Holland further observed, "Braced by Mr. Slatkin's introductory remarks, Friday's audience bore Worldes Blis diligently, sensing that a reward was in the offing."

Reviewing a 1993 performance by Davies and the Royal Philharmonic Orchestra, Michael White of The Independent called it "an orchestral juggernaut whose slow, massive progression from transparent austerity to sonic barrage made such tough demands on its initial 1960s audience that it acquired a reputation as a concert-killer." He added, "Wednesday's was a rare hearing and still tough, but perhaps with more appeal for 1990s ears attuned to slow massivity through Tavener, Gorecki and the holy minimalists.

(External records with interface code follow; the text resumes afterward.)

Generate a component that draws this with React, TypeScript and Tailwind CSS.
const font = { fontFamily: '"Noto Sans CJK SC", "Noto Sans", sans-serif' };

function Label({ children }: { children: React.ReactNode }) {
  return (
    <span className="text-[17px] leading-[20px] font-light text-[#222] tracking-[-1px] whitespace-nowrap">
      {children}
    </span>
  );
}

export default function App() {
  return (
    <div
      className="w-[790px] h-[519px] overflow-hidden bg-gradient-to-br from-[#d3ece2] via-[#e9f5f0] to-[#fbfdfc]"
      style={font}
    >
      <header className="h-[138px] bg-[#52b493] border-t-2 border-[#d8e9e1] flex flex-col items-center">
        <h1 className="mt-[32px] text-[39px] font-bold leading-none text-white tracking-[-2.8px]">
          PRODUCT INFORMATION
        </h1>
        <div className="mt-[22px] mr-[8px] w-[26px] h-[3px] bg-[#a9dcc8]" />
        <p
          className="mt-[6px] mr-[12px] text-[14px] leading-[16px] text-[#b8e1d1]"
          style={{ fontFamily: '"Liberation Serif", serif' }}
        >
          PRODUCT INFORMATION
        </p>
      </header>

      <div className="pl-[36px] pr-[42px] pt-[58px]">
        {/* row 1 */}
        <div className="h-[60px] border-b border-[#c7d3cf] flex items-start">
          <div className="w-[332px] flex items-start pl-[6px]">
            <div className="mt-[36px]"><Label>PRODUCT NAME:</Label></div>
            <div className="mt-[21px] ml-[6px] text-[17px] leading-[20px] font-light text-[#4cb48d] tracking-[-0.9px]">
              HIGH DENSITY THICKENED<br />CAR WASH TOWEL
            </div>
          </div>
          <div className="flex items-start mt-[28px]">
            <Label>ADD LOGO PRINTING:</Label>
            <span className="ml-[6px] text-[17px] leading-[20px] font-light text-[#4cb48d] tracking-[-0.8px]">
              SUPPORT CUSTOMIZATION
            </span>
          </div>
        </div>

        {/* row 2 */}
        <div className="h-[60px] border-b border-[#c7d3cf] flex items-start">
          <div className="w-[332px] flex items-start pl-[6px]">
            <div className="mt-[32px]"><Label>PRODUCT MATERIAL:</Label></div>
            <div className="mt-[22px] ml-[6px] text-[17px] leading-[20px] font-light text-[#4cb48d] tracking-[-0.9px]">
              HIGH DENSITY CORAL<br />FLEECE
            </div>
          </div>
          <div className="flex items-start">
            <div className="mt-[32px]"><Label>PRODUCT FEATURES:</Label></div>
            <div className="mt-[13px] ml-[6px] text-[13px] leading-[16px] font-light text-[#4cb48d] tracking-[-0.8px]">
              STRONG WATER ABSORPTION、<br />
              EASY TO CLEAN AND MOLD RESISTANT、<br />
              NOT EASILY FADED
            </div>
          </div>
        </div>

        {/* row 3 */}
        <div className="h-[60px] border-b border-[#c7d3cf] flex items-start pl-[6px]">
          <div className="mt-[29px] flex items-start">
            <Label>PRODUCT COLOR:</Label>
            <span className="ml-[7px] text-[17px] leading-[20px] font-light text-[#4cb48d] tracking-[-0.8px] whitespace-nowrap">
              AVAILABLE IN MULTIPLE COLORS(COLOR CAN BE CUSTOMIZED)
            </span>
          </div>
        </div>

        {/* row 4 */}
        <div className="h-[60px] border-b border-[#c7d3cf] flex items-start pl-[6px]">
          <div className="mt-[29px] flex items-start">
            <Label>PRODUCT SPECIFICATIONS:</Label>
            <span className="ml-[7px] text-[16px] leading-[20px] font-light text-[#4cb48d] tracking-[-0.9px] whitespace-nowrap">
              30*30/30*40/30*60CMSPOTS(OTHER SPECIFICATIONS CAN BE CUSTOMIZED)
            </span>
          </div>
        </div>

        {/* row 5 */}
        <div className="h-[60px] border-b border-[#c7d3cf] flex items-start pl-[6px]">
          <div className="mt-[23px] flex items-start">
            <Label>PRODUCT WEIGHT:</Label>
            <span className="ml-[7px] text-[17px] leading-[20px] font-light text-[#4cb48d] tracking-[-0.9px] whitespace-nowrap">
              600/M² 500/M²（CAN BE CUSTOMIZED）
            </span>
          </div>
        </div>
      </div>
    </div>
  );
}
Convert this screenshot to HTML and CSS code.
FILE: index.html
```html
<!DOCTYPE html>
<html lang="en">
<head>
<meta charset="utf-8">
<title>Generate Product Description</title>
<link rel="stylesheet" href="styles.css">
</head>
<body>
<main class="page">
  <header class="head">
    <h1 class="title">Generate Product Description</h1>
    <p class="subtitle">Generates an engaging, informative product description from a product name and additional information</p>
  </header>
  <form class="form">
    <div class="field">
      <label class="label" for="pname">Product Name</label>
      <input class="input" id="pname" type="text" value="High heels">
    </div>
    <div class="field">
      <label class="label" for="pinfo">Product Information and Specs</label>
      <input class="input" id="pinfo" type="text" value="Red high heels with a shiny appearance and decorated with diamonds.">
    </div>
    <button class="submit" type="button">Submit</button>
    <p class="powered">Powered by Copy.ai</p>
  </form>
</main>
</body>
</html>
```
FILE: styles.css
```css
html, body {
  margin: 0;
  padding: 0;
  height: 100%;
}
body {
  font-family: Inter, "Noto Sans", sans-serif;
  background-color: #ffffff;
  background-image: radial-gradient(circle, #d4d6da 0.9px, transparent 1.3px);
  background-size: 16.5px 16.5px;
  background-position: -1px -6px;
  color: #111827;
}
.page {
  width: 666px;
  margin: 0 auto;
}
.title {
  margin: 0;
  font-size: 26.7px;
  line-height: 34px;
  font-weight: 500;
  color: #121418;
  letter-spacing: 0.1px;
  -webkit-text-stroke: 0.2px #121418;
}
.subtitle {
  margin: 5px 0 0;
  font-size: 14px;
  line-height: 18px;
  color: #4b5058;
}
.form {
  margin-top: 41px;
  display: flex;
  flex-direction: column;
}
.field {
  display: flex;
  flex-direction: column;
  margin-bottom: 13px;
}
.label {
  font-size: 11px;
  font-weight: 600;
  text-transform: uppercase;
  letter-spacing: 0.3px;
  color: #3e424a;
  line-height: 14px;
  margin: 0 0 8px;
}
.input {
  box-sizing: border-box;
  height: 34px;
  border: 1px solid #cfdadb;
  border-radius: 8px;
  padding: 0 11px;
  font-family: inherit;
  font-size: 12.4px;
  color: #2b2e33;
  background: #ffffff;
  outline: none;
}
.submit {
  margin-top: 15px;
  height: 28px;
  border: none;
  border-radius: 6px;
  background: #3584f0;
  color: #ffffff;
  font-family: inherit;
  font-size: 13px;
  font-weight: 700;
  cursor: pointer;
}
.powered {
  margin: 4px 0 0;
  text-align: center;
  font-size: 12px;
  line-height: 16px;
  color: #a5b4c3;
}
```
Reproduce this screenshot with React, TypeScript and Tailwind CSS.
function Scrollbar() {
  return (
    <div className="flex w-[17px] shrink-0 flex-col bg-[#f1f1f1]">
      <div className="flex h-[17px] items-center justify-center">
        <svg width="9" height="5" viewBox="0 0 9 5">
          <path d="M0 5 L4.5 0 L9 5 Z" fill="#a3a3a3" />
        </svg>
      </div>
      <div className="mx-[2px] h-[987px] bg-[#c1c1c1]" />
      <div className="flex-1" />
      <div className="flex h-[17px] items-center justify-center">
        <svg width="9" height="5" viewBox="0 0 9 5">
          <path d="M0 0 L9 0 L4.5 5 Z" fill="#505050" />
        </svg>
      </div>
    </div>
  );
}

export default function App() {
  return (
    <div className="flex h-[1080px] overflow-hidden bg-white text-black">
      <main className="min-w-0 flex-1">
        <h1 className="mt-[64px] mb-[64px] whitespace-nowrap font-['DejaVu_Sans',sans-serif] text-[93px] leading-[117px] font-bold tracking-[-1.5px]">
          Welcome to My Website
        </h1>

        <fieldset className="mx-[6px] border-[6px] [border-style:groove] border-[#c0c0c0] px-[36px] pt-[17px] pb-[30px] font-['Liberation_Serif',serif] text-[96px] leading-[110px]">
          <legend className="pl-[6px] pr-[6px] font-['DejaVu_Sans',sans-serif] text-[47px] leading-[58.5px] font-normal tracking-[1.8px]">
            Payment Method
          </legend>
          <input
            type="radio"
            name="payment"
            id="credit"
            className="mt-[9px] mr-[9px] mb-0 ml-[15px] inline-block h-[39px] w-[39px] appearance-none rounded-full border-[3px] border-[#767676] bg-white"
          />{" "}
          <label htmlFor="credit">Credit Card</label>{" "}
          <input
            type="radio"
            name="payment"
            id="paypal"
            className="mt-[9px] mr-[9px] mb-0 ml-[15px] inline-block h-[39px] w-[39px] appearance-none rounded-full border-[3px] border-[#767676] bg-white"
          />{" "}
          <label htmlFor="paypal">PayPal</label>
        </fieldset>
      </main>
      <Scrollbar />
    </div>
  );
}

This reading by the RPO certainly revealed more radiant qualities than I remembered, and Davies clearly thinks the time is right to relaunch it." Ivan Hewett of BBC Music Magazine similarly remarked, "Worldes Blis is a very private piece which spins itself broodingly out of the opening plainsong melody, announced by a solo trombone. Over the next 40 minutes it gradually accumulates a darkly intense energy and momentum that's discharged in the final climax."

==Recording==
A recording of the work performed by the Royal Philharmonic Orchestra under Davies was released on CD through Naxos Records in January 2013. The disk also features Davies's Piano Concerto.